Take the listing from its first line through the line that contains "h-6 rounded-[5px] border" and please retype those lines exactly, leaving out the pictures.

## BEGIN Data shown

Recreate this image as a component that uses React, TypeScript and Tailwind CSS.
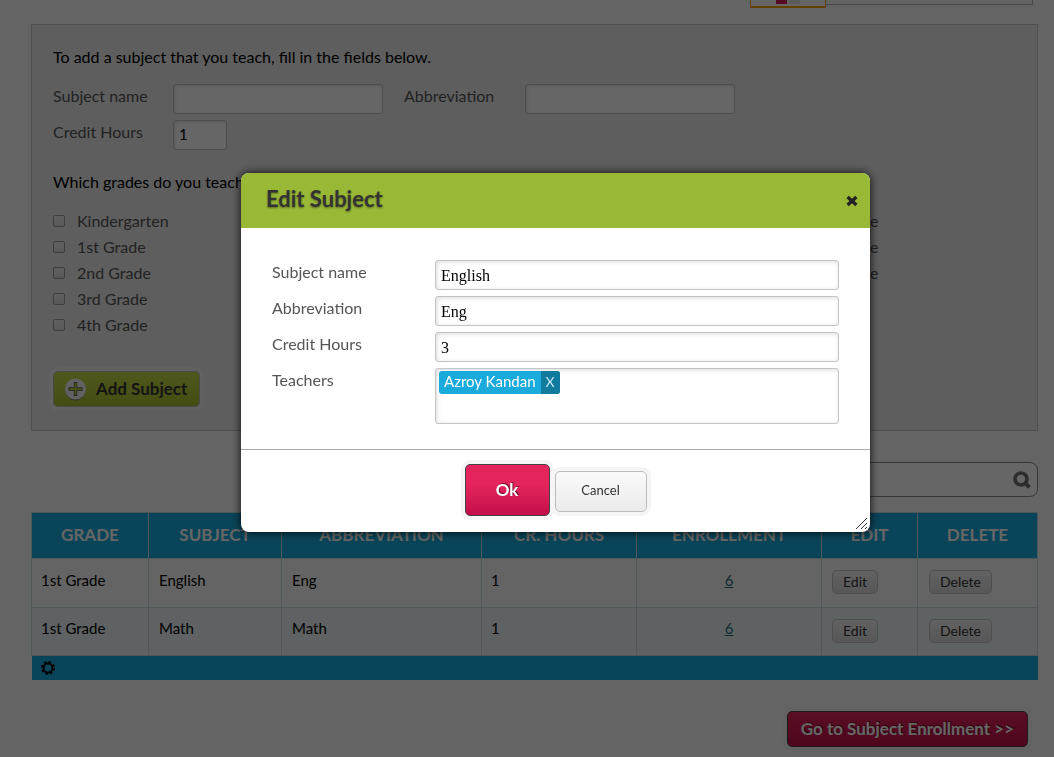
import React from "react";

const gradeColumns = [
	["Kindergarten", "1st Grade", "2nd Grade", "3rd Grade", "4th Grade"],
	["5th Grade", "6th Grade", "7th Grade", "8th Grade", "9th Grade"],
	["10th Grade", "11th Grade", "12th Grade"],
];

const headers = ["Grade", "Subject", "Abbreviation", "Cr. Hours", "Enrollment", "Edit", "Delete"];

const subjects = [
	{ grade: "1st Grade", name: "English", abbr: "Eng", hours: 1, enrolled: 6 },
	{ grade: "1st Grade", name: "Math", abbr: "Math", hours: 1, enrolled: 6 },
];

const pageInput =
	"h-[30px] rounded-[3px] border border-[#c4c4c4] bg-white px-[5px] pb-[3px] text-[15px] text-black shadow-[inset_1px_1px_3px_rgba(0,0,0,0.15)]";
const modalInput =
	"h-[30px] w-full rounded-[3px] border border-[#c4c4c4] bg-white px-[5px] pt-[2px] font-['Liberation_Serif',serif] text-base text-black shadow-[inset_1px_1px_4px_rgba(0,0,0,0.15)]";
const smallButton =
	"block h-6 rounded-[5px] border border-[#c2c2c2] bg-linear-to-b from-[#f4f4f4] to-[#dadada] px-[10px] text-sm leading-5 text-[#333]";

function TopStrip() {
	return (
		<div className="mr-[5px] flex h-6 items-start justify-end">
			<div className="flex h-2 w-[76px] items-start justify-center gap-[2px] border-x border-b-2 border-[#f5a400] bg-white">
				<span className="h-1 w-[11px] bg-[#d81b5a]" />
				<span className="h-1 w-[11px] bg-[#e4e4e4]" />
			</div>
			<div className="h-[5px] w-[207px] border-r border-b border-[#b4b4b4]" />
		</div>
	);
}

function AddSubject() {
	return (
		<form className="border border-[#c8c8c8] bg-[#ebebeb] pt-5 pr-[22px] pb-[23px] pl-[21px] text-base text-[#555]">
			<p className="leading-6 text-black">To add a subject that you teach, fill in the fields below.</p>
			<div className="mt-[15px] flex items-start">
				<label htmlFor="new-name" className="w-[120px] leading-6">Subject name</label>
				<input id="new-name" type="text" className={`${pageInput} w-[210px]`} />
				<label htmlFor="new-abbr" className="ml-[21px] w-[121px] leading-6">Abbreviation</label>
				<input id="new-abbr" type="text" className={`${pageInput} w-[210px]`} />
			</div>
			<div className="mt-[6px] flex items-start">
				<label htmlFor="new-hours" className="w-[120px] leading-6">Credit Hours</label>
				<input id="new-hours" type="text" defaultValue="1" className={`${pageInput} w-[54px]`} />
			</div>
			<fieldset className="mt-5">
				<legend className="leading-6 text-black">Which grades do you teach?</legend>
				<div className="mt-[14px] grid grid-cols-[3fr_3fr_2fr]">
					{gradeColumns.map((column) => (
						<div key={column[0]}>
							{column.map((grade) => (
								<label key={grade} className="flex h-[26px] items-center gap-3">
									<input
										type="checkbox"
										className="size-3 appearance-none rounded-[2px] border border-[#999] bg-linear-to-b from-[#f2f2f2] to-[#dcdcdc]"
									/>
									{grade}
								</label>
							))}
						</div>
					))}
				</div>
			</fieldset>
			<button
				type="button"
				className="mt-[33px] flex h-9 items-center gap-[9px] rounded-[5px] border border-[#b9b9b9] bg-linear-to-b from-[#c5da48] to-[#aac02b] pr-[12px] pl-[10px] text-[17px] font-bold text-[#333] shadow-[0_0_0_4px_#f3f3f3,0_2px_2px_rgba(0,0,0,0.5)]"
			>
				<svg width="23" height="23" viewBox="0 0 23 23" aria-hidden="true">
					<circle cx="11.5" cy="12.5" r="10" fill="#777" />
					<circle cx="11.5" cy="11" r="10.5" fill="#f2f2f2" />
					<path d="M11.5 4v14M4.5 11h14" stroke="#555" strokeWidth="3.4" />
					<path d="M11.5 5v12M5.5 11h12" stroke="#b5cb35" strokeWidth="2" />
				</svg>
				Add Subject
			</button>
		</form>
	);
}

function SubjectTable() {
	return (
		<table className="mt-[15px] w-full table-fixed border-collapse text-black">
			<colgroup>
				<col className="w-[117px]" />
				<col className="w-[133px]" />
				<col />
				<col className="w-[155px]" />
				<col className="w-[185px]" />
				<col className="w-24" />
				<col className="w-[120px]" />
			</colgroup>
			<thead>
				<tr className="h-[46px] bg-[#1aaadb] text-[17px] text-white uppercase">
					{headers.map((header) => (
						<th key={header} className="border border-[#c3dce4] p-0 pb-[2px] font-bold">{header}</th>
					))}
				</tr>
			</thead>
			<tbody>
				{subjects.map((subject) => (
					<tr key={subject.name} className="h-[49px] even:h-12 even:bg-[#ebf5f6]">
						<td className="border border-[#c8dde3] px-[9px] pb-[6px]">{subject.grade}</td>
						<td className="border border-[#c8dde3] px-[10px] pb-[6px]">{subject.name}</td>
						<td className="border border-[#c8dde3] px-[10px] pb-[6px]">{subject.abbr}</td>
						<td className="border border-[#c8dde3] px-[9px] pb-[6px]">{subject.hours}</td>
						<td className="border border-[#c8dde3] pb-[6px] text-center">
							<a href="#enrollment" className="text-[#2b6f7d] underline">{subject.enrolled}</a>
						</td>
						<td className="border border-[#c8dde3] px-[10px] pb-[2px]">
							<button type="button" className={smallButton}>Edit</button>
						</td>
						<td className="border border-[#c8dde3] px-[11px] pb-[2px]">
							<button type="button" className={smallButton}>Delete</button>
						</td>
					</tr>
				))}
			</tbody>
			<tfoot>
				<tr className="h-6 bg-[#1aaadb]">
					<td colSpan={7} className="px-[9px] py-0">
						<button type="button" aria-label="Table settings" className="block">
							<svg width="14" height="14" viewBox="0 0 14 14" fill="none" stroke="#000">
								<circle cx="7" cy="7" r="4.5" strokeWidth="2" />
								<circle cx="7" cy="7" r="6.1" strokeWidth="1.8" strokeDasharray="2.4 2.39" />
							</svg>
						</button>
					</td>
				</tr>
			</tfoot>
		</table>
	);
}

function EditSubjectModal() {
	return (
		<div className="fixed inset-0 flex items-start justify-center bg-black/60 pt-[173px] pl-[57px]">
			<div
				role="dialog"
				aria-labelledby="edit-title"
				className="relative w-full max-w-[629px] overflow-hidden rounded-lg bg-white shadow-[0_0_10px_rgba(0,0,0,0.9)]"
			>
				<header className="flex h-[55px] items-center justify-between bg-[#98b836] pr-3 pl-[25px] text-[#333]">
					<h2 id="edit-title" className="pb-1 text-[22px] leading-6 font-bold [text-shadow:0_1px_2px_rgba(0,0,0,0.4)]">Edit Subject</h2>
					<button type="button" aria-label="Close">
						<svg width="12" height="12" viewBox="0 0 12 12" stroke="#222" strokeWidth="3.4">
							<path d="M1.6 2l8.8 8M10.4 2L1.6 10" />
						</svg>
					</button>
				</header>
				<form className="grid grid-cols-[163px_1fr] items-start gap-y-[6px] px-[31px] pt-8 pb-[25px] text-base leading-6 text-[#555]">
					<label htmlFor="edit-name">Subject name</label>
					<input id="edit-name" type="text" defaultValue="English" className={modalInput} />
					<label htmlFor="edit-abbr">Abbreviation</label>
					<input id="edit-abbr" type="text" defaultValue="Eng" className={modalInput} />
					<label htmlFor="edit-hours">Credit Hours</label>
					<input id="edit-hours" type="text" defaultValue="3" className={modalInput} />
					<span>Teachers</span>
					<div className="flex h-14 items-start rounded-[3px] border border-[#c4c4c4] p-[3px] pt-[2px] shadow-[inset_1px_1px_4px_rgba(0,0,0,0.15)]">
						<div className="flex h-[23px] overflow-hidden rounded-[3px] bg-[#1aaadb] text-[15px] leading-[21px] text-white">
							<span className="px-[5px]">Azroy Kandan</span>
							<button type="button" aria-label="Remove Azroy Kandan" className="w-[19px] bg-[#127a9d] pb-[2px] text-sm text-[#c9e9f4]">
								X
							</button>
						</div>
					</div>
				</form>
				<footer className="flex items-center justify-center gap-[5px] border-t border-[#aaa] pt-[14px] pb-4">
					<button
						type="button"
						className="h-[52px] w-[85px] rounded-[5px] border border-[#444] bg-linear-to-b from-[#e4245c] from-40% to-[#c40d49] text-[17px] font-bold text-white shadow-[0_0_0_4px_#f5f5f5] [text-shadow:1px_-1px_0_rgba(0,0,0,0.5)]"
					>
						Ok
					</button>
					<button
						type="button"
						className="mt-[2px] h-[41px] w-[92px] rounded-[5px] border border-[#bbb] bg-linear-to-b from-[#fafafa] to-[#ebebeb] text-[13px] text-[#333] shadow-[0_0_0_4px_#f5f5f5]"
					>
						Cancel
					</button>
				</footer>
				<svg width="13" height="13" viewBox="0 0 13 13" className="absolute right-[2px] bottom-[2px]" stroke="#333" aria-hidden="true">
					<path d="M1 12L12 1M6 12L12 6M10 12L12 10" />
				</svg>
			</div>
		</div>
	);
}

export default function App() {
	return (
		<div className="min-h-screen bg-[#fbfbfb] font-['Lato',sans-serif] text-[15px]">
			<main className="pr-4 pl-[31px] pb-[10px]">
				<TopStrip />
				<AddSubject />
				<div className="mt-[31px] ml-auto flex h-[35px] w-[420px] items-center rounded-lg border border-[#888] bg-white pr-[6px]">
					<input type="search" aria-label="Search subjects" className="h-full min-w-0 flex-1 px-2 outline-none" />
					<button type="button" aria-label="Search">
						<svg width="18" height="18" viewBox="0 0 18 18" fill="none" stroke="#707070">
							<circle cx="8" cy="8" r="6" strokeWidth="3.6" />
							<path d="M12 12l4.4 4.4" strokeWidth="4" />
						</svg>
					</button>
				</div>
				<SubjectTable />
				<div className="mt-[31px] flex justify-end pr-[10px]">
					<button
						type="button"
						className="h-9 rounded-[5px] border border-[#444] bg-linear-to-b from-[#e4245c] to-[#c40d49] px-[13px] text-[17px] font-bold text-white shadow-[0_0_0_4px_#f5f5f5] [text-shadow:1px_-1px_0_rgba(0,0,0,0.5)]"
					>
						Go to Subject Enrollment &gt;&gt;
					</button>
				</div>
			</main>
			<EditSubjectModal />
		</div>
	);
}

## END Data shown

**Expected output:**
Recreate this image as a component that uses React, TypeScript and Tailwind CSS.
import React from "react";

const gradeColumns = [
	["Kindergarten", "1st Grade", "2nd Grade", "3rd Grade", "4th Grade"],
	["5th Grade", "6th Grade", "7th Grade", "8th Grade", "9th Grade"],
	["10th Grade", "11th Grade", "12th Grade"],
];

const headers = ["Grade", "Subject", "Abbreviation", "Cr. Hours", "Enrollment", "Edit", "Delete"];

const subjects = [
	{ grade: "1st Grade", name: "English", abbr: "Eng", hours: 1, enrolled: 6 },
	{ grade: "1st Grade", name: "Math", abbr: "Math", hours: 1, enrolled: 6 },
];

const pageInput =
	"h-[30px] rounded-[3px] border border-[#c4c4c4] bg-white px-[5px] pb-[3px] text-[15px] text-black shadow-[inset_1px_1px_3px_rgba(0,0,0,0.15)]";
const modalInput =
	"h-[30px] w-full rounded-[3px] border border-[#c4c4c4] bg-white px-[5px] pt-[2px] font-['Liberation_Serif',serif] text-base text-black shadow-[inset_1px_1px_4px_rgba(0,0,0,0.15)]";
const smallButton =
	"block h-6 rounded-[5px] border border-[#c2c2c2] bg-linear-to-b from-[#f4f4f4] to-[#dadada] px-[10px] text-sm leading-5 text-[#333]";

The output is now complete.